O curador da mostra, Cleber Eduardo, ressalta que a ideia não foi a de criar um movimento uniforme de uma nova geração, mas o de abrir espaço para realizadores contemporâneos. “Não se trata de pensar esses sete filmes como um grupo, mas como um conjunto de obras que, se não integra uma onda ou um segmento, ao menos nos permite ver em conjunto o que alguns dos novos cineastas brasileiros andam construindo.”
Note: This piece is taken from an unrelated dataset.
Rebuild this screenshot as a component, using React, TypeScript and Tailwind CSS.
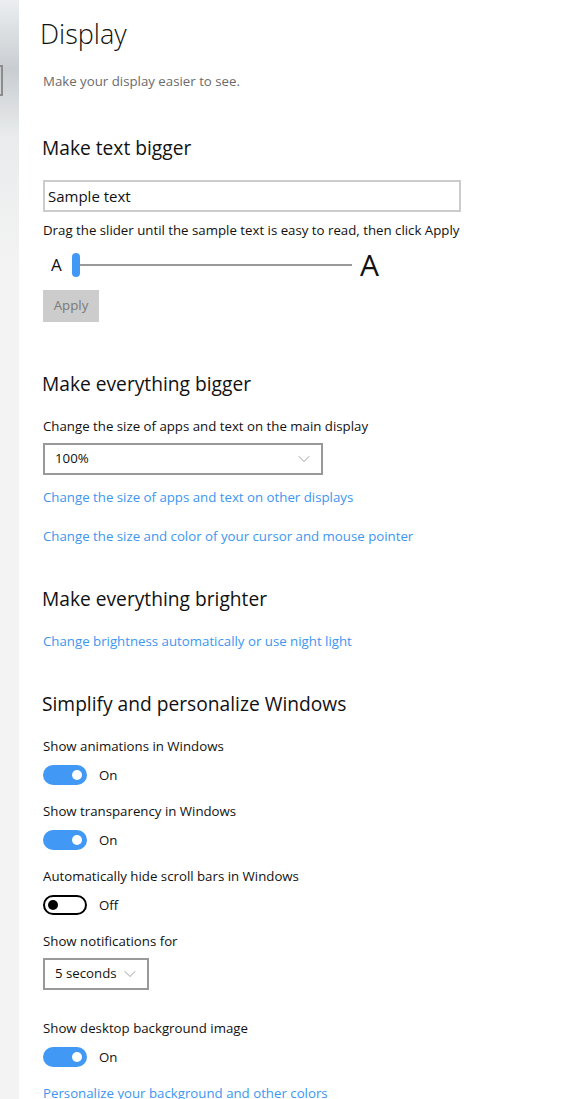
import { ChevronDown } from "lucide-react";

const font = { fontFamily: '"Open Sans", "Noto Sans", sans-serif' };

function Heading({ children, className = "" }: { children: React.ReactNode; className?: string }) {
  return (
    <h2 className={`text-[19.2px] leading-[28px] text-[#111] pl-[23px] ${className}`}>{children}</h2>
  );
}

function Label({ children, className = "" }: { children: React.ReactNode; className?: string }) {
  return <p className={`text-[13.25px] leading-[20px] text-[#111] ${className}`}>{children}</p>;
}

function LinkText({ children, className = "" }: { children: React.ReactNode; className?: string }) {
  return <a className={`block text-[13.25px] leading-[20px] text-[#3d96f0] ${className}`}>{children}</a>;
}

function Toggle({ on, className = "" }: { on: boolean; className?: string }) {
  return (
    <div className={`flex items-center gap-[12px] ${className}`}>
      {on ? (
        <div className="w-[44px] h-[20px] rounded-full bg-[#4298f5] flex items-center justify-end pr-[5px]">
          <div className="w-[10px] h-[10px] rounded-full bg-white" />
        </div>
      ) : (
        <div className="w-[44px] h-[20px] rounded-full border-2 border-black bg-white flex items-center pl-[3px]">
          <div className="w-[10px] h-[10px] rounded-full bg-black" />
        </div>
      )}
      <span className="text-[13.25px] leading-[20px] text-[#111]">{on ? "On" : "Off"}</span>
    </div>
  );
}

function Select({ value, width, className = "" }: { value: string; width: string; className?: string }) {
  return (
    <div
      className={`h-[32px] border-2 border-[#999] bg-white flex items-center justify-between pl-[10px] pr-[7px] ${width} ${className}`}
    >
      <span className="text-[13.25px] text-[#111]">{value}</span>
      <ChevronDown className="w-[20px] h-[20px] text-[#808080]" strokeWidth={0.9} />
    </div>
  );
}

export default function App() {
  return (
    <div className="flex h-[1099px] overflow-hidden bg-white" style={font}>
      <div className="w-[19px] shrink-0 bg-[linear-gradient(180deg,#eceef0_0px,#c9cdd1_70px,#e9ebec_135px,#f3f3f3_260px)]">
        <div className="mt-[65px] h-[31px] w-[3px] border-y-2 border-r-2 border-[#8c8c8c]" />
      </div>

      <main className="flex-1 flex flex-col pt-[14px]">
        <h1 className="text-[27px] leading-[40px] font-light text-[#111] pl-[21px]">Display</h1>
        <p className="mt-[17px] pl-[24px] text-[13.25px] leading-[20px] text-[#6b6b6b]">
          Make your display easier to see.
        </p>

        <Heading className="mt-[43px]">Make text bigger</Heading>
        <div className="pl-[24px] flex flex-col">
          <div className="mt-[18px] w-[418px] h-[32px] border-2 border-[#cccccc] flex items-center pl-[3px]">
            <span className="text-[15px] text-[#111]">Sample text</span>
          </div>
          <Label className="mt-[8px]">Drag the slider until the sample text is easy to read, then click Apply</Label>
          <div className="mt-[13px] h-[24px] flex items-center">
            <span className="ml-[8px] w-[21px] text-[17px] leading-[24px] text-[#111]">A</span>
            <div className="w-[8px] h-[24px] rounded-full bg-[#4298f5]" />
            <div className="w-[272px] h-[2px] bg-[#999]" />
            <span className="ml-[8px] text-[30px] leading-[24px] text-[#111]">A</span>
          </div>
          <div className="mt-[13px] w-[56px] h-[32px] bg-[#cccccc] flex items-center justify-center">
            <span className="text-[13.25px] text-[#7a7a7a]">Apply</span>
          </div>
        </div>

        <Heading className="mt-[48px]">Make everything bigger</Heading>
        <div className="pl-[24px] flex flex-col">
          <Label className="mt-[18px]">Change the size of apps and text on the main display</Label>
          <Select value="100%" width="w-[280px]" className="mt-[7px]" />
          <LinkText className="mt-[12px]">Change the size of apps and text on other displays</LinkText>
          <LinkText className="mt-[19px]">Change the size and color of your cursor and mouse pointer</LinkText>
        </div>

        <Heading className="mt-[39px]">Make everything brighter</Heading>
        <div className="pl-[24px] flex flex-col">
          <LinkText className="mt-[18px]">Change brightness automatically or use night light</LinkText>
        </div>

        <Heading className="mt-[39px]">Simplify and personalize Windows</Heading>
        <div className="pl-[24px] flex flex-col">
          <Label className="mt-[18px]">Show animations in Windows</Label>
          <Toggle on className="mt-[9px]" />
          <Label className="mt-[16px]">Show transparency in Windows</Label>
          <Toggle on className="mt-[9px]" />
          <Label className="mt-[16px]">Automatically hide scroll bars in Windows</Label>
          <Toggle on={false} className="mt-[9px]" />
          <Label className="mt-[16px]">Show notifications for</Label>
          <Select value="5 seconds" width="w-[106px]" className="mt-[7px]" />
          <Label className="mt-[28px]">Show desktop background image</Label>
          <Toggle on className="mt-[9px]" />
          <LinkText className="mt-[16px]">Personalize your background and other colors</LinkText>
        </div>
      </main>
    </div>
  );
}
Os filmes são Enchente, de Julio Pecly e Paulo Silva; Riscado, de Gustavo Pizzi; Remições do Rio Negro, de Erlan Souza e Fernanda Bizarria; Sertão Progresso, de Cristian Cancino; Santos Dumont – Pré-Cineasta?, de Carlos Adriano; Vigias, de Marcelo Lordello; e o premiado Os Residentes, de Tiago Mata Machado.

Diversidade
Outras duas mostras do festival de Tiradentes deram um panorama da diversidade presente nas telas brasileiras. Em Olhares, foram exibidos oito longas premiados em festivais nacionais e internacionais, como o Avenida Brasília Formosa, de Gabriel Mascaro, e Transeunte, de Eryk Rocha (Melhor Filme pelo Júri da Crítica do Festival de Brasília).

Na Vertentes, outra seleção com sete filmes, caso de Solidão e Fé, de Tatiana Lohmann, que conquistou seu primeiro prêmio em Tiradentes. No espaço dedicado ao público infanto-juvenil, a Mostrinha teve como destaque Brasil Animado, primeira animação em 3D do Brasil, da diretora Mariana Caltabiano.

A diretora, presente no festival, reconhece que não poderia estar mais feliz. Seu nome está em três filmes exibidos em Tiradentes, Gui, Estopa e a Natureza, Brasil Animado e Vips – ela é a autora do livro que inspirou o filme. “O Brasil Animado fala muito de Tiradentes, foi uma coincidência muito bacana”, diz.